Ikoku « Une joie qui ouvre l 'esprit » :

L 'affectivité comme concept clé dans une approche non dualiste des danses punu (Congo-Brazzaville) Carine Plancke

1 – Introduction

1Depuis les années 1960 (Pike, 1967), l’usage des termes emic et etic s’est répandu en anthropologie, ceux-ci désignant respectivement un point de vue interne, celui de l’acteur, et un point de vue externe, celui du savant. Jean-Pierre Olivier de Sardan (2008, p. 119), dans une réévaluation récente de ces termes, en défend l’utilité afin de distinguer dans l’analyse l’apport des discours et des représentations de la société étudiée et l’interprétation qu’en donne l’anthropologue. Cet article traite des danses des Punu du Congo-Brazzaville et évolue en deux temps, en joignant précisément une analyse emic et etic. La question y est explicitement posée de la recherche d’un discours savant qui soit en accord avec le discours et les représentations des acteurs. Plus particulièrement, une mise en garde est soulevée par rapport à l’adoption d’un discours conjuguant des oppositions duelles entre le profane et le sacré ou le corporel et le cognitif par exemple, qui toutes sont fondées sur le dualisme corps-esprit. En effet, cette dichotomie, qui depuis Descartes est profondément ancrée dans l’épistémè occidentale, est également largement adoptée par les sciences sociales, lesquelles ont intégré récemment des visions critiques à cet égard (Ozawa de Silva, 2002, p. 21 ; Turner, 1996, p. 20).

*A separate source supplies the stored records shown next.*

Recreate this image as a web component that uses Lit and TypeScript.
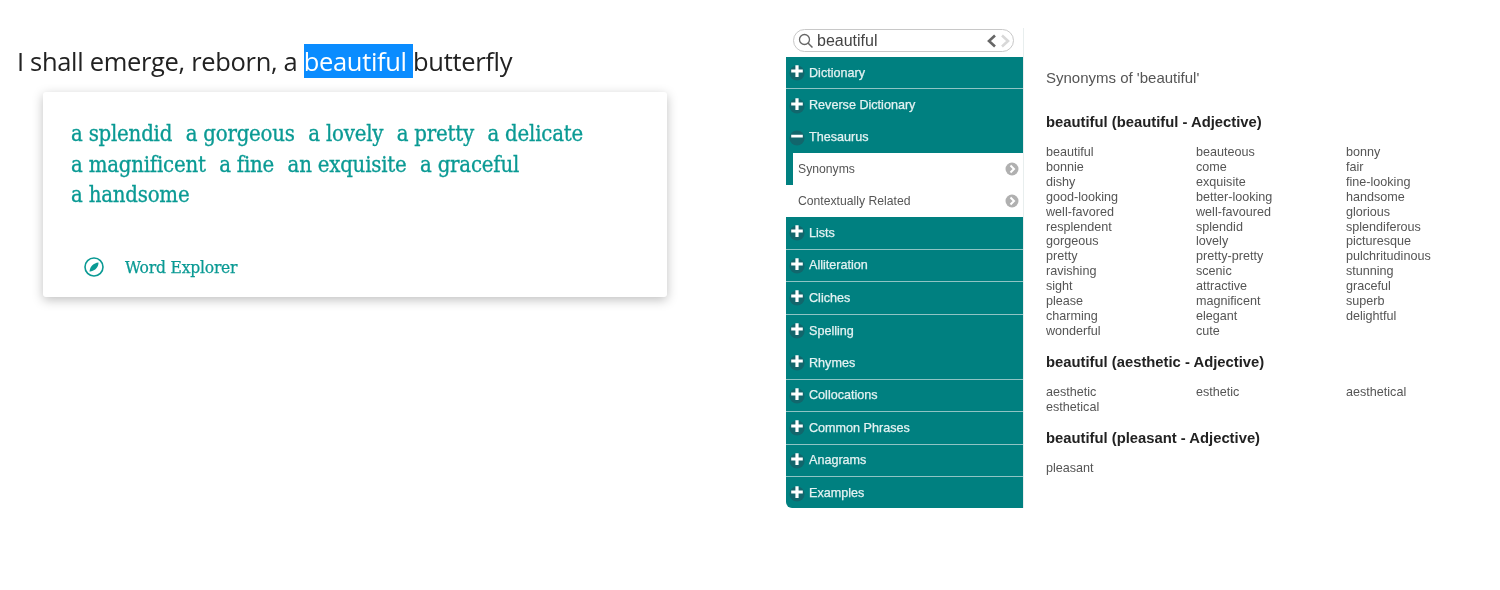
import { LitElement, html, css } from 'lit';
import { customElement } from 'lit/decorators.js';

const suggestions = [
  ['a splendid', 'a gorgeous', 'a lovely', 'a pretty', 'a delicate'],
  ['a magnificent', 'a fine', 'an exquisite', 'a graceful'],
  ['a handsome'],
];

const before = ['Dictionary'];
const after = [
  'Lists',
  'Alliteration',
  'Cliches',
  'Spelling',
  'Rhymes',
  'Collocations',
  'Common Phrases',
  'Anagrams',
  'Examples',
];

const groups = [
  {
    title: 'beautiful (beautiful - Adjective)',
    words: [
      'beautiful', 'beauteous', 'bonny',
      'bonnie', 'come', 'fair',
      'dishy', 'exquisite', 'fine-looking',
      'good-looking', 'better-looking', 'handsome',
      'well-favored', 'well-favoured', 'glorious',
      'resplendent', 'splendid', 'splendiferous',
      'gorgeous', 'lovely', 'picturesque',
      'pretty', 'pretty-pretty', 'pulchritudinous',
      'ravishing', 'scenic', 'stunning',
      'sight', 'attractive', 'graceful',
      'please', 'magnificent', 'superb',
      'charming', 'elegant', 'delightful',
      'wonderful', 'cute',
    ],
  },
  {
    title: 'beautiful (aesthetic - Adjective)',
    words: ['aesthetic', 'esthetic', 'aesthetical', 'esthetical'],
  },
  {
    title: 'beautiful (pleasant - Adjective)',
    words: ['pleasant'],
  },
];

@customElement('app-root')
export class AppRoot extends LitElement {
  static styles = css`
    * {
      box-sizing: border-box;
      margin: 0;
      padding: 0;
    }

    :host {
      display: flex;
      width: 1500px;
      height: 590px;
      background: #fff;
      overflow: hidden;
      filter: blur(0.4px);
    }

    .left {
      width: 786px;
      padding: 43.5px 0 0 17px;
    }

    .sentence {
      font: 25.5px/35px 'Open Sans', sans-serif;
      letter-spacing: -0.32px;
      color: #222;
      white-space: pre;
    }

    .sentence mark {
      background: #0a8cff;
      color: #fff;
    }

    .card {
      width: 624px;
      height: 204.5px;
      margin: 13.5px 0 0 26px;
      padding: 26.5px 28px 0;
      background: #fff;
      border-radius: 3px;
      box-shadow: 0 3px 11px rgba(0, 0, 0, 0.25);
      display: flex;
      flex-direction: column;
    }

    .line {
      display: flex;
      gap: 13.5px;
      height: 30.4px;
      align-items: center;
      font: 22px 'DejaVu Serif Condensed', 'DejaVu Serif', serif;
      letter-spacing: -0.22px;
      -webkit-text-stroke: 0.3px #0a9a94;
      color: #0a9a94;
      white-space: nowrap;
    }

    .explorer {
      display: flex;
      align-items: center;
      gap: 21px;
      margin: 47.5px 0 0 13px;
      font: 17.3px 'DejaVu Serif Condensed', 'DejaVu Serif', serif;
      letter-spacing: -0.2px;
      -webkit-text-stroke: 0.25px #0a9a94;
      color: #0a9a94;
    }

    .side {
      width: 238px;
      margin-top: 28px;
      height: 480px;
      border-right: 1px solid #e8eeee;
      font-family: 'Liberation Sans', sans-serif;
      display: flex;
      flex-direction: column;
    }

    .search {
      height: 23px;
      margin: 1px 9px 5px 7px;
      padding: 0 0 0 4px;
      border: 1px solid #c8c8c8;
      border-radius: 12px;
      display: flex;
      align-items: center;
      gap: 3px;
      font-size: 16px;
      color: #444;
      flex: none;
    }

    .search span {
      flex: 1;
    }

    .menu {
      flex: 1;
      background: #008080;
      border-radius: 0 0 0 6px;
      overflow: hidden;
    }

    .row {
      height: 32.5px;
      display: flex;
      align-items: center;
      padding-left: 3px;
      gap: 4px;
      color: #e4f2f2;
      font-size: 12.6px;
      -webkit-text-stroke: 0.25px #e4f2f2;
      border-bottom: 1px solid #8fc4c4;
    }

    .row.flat {
      border-bottom: none;
    }

    .row.top {
      height: 32px;
    }

    .sign {
      width: 16px;
      height: 17px;
      flex: none;
      display: block;
    }

    .sub {
      height: 32px;
      display: flex;
      align-items: center;
      justify-content: space-between;
      padding: 0 4px 0 12px;
      font-size: 12.2px;
      color: #555;
      background: #fff;
    }

    .sub.active {
      padding-left: 5px;
      border-left: 7px solid #008080;
    }

    .main {
      flex: 1;
      padding: 70px 0 0 22px;
      font-family: 'Liberation Sans', sans-serif;
    }

    .caption {
      font-size: 15px;
      line-height: 16px;
      color: #555;
      margin-bottom: 28px;
    }

    h2 {
      font-size: 14.8px;
      line-height: 16px;
      font-weight: 700;
      color: #222;
      margin-bottom: 15px;
    }

    .words {
      display: grid;
      grid-template-columns: repeat(3, 150px);
      font-size: 12.6px;
      line-height: 14.9px;
      color: #555;
      margin-bottom: 15px;
    }
  `;

  private sign(minus = false) {
    return html`<svg class="sign" viewBox="0 0 16 17">
      <circle cx="8" cy="9" r="7.6" fill="#12666c"></circle>
      <path d=${minus ? 'M2.200 5.800h11.600v2.800H2.200z' : 'M6.400 1.200H9.600V5.600H13.800V8.600H9.600V13H6.400V8.600H2.200V5.600H6.400z'} fill="#fff"></path>
    </svg>`;
  }

  private arrow() {
    return html`<svg width="14" height="14" viewBox="0 0 14 14">
      <circle cx="7" cy="7" r="6.500" fill="#b0b0b0"></circle>
      <path d="M5.500 3.500 9 7l-3.500 3.500" fill="none" stroke="#fff" stroke-width="2"></path>
    </svg>`;
  }

  private row(label: string, minus = false, flat = false, top = false) {
    return html`<div class="row ${flat ? 'flat' : ''} ${top ? 'top' : ''}">${this.sign(minus)}<span>${label}</span></div>`;
  }

  render() {
    return html`
      <section class="left">
        <p class="sentence">I shall emerge, reborn, a <mark>beautiful </mark>butterfly</p>
        <div class="card">
          ${suggestions.map(
            line => html`<div class="line">${line.map(s => html`<span>${s}</span>`)}</div>`
          )}
          <div class="explorer">
            <svg width="20" height="20" viewBox="0 0 20 20">
              <circle cx="10" cy="10" r="9" fill="none" stroke="#0a9a94" stroke-width="1.600"></circle>
              <path d="M14.500 5.500C14.500 10 11.500 13.500 6.400 14.600L5.500 14.500C6 9.500 9.500 6 14.500 5.500z" fill="#0a9a94"></path>
            </svg>
            <span>Word Explorer</span>
          </div>
        </div>
      </section>

      <nav class="side">
        <div class="search">
          <svg width="16" height="16" viewBox="0 0 16 16">
            <circle cx="6.500" cy="6.500" r="5" fill="none" stroke="#666" stroke-width="1.300"></circle>
            <path d="M10 10l4.500 4.500" stroke="#666" stroke-width="1.500"></path>
          </svg>
          <span>beautiful</span>
          <svg width="28" height="16" viewBox="0 0 28 16">
            <path d="M10 2.500 4 8l6 5.500" fill="none" stroke="#666" stroke-width="2.600"></path>
            <path d="M17 2.500 23 8l-6 5.500" fill="none" stroke="#d8d8d8" stroke-width="2.600"></path>
          </svg>
        </div>
        <div class="menu">
          ${before.map(label => this.row(label, false, false, true))}
          ${this.row('Reverse Dictionary', false, true, true)}
          ${this.row('Thesaurus', true, true, true)}
          <div class="sub active">Synonyms ${this.arrow()}</div>
          <div class="sub">Contextually Related ${this.arrow()}</div>
          ${after.map(label => this.row(label, false, label === 'Spelling' || label === 'Examples'))}
        </div>
      </nav>

      <main class="main">
        <p class="caption">Synonyms of 'beautiful'</p>
        ${groups.map(
          group => html`
            <h2>${group.title}</h2>
            <div class="words">${group.words.map(w => html`<span>${w}</span>`)}</div>
          `
        )}
      </main>
    `;
  }
}
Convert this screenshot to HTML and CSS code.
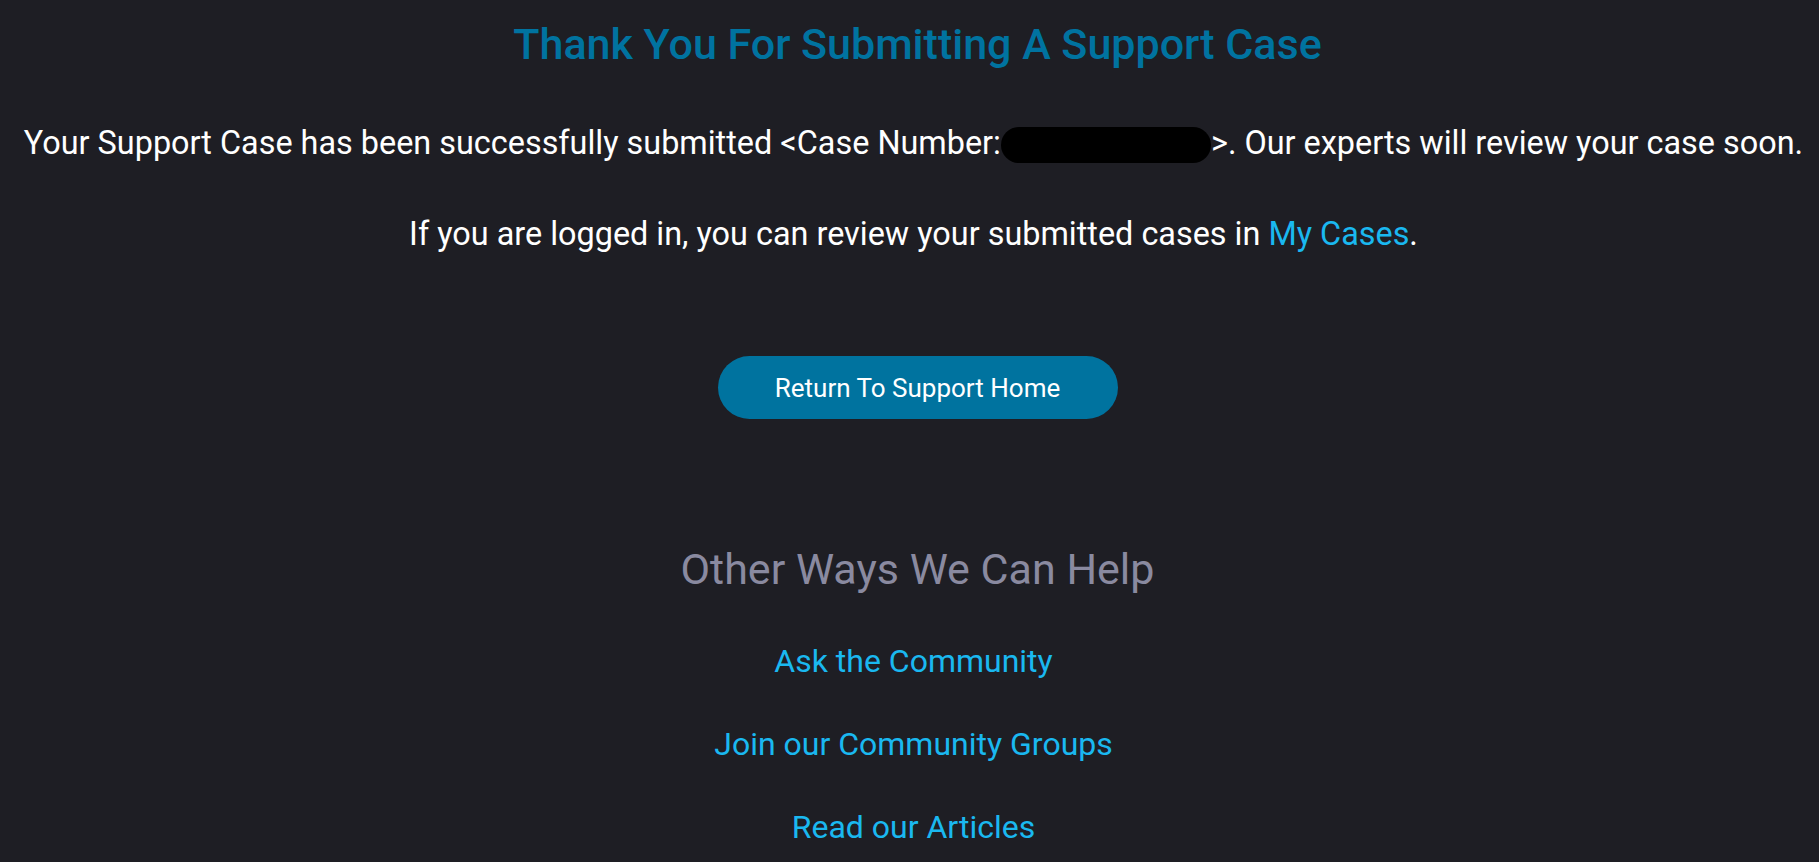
FILE: index.html
```html
<!DOCTYPE html>
<html lang="en">
<head>
<meta charset="utf-8">
<title>Thank You For Submitting A Support Case</title>
<link rel="stylesheet" href="styles.css">
</head>
<body>
<main class="page">
  <h1 class="title shifted">Thank You For Submitting A Support Case</h1>
  <p class="msg">Your Support Case has been successfully submitted &lt;Case Number:<span class="redact"></span>&gt;. Our experts will review your case soon.</p>
  <p class="msg msg-second">If you are logged in, you can review your submitted cases in <a class="link" href="#">My Cases</a>.</p>
  <div class="actions shifted"><a class="btn" href="#">Return To Support Home</a></div>
  <h2 class="other shifted">Other Ways We Can Help</h2>
  <ul class="ways">
    <li><a class="link" href="#">Ask the Community</a></li>
    <li><a class="link" href="#">Join our Community Groups</a></li>
    <li><a class="link" href="#">Read our Articles</a></li>
  </ul>
</main>
</body>
</html>
```

FILE: styles.css
```css
html, body {
  margin: 0;
  padding: 0;
  background: #1e1e24;
  height: 100%;
}
body {
  font-family: Roboto, "Liberation Sans", sans-serif;
  color: #ffffff;
  overflow: hidden;
}
.page {
  display: flex;
  flex-direction: column;
  align-items: center;
  text-align: center;
  padding-left: 8px;
}
.shifted {
  padding-left: 8px;
}
.title {
  margin: 18px 0 0;
  font-size: 43px;
  font-weight: 500;
  line-height: 52px;
  color: #0073a0;
}
.msg {
  margin: 53px 0 0;
  font-size: 32.4px;
  line-height: 40px;
  white-space: nowrap;
}
.msg-second {
  margin-top: 51px;
}
.redact {
  display: inline-block;
  width: 210px;
  height: 36px;
  background: #000;
  border-radius: 18px;
  vertical-align: -9px;
}
.link {
  color: #1ab8f0;
  text-decoration: none;
}
.actions {
  margin-top: 102px;
}
.btn {
  display: inline-flex;
  align-items: center;
  justify-content: center;
  width: 400px;
  height: 63px;
  border-radius: 32px;
  background: #00739f;
  color: #fff;
  font-size: 26px;
  text-decoration: none;
}
.other {
  margin: 125px 0 0;
  font-size: 43px;
  font-weight: 400;
  line-height: 50px;
  color: #8a8aa0;
}
.ways {
  list-style: none;
  margin: 48px 0 0;
  padding: 0;
  display: flex;
  flex-direction: column;
  align-items: center;
  gap: 45px;
  font-size: 32px;
  line-height: 38px;
}
```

Le but de cet article est précisément de démontrer que ces oppositions s’avèrent peu utiles et même contreproductives pour interpréter les danses punu. Un recours est alors proposé à travers des philosophies occidentales allant explicitement à l’encontre des configurations dualistes, comme celles de Merleau-Ponty (Da Silva-Charrak, 2005, p. 79) et de Spinoza (Jacquet, 2004, p. 5). Plus généralement, la phénoménologie française est une source d’inspiration pour des anthropologues cherchant à dépasser l’opposition corps-esprit et à poser le corps comme le sujet même de la culture (Csordas, 1990, pp. 8-10 ; Jackson, 1996, pp. 30-33). C’est également par l’intégration de cette opposition dans le concept plus fondamental de conatus que la pensée de Spinoza devient prégnante dans le domaine des sciences sociales (Citton & Lordon, 2008, p. 31). Plus particulièrement, la notion d’affectivité, telle qu’elle est développée dans ces deux philosophies (Citton & Lordon, 2008 ; Massumi, 2002 ; Mazis, 1999 ; Mouchet, 1999) nous aide à approfondir les danses étudiées, en prenant en compte l’emphase donnée par les Punu eux-mêmes à la dimension émotive de ces pratiques.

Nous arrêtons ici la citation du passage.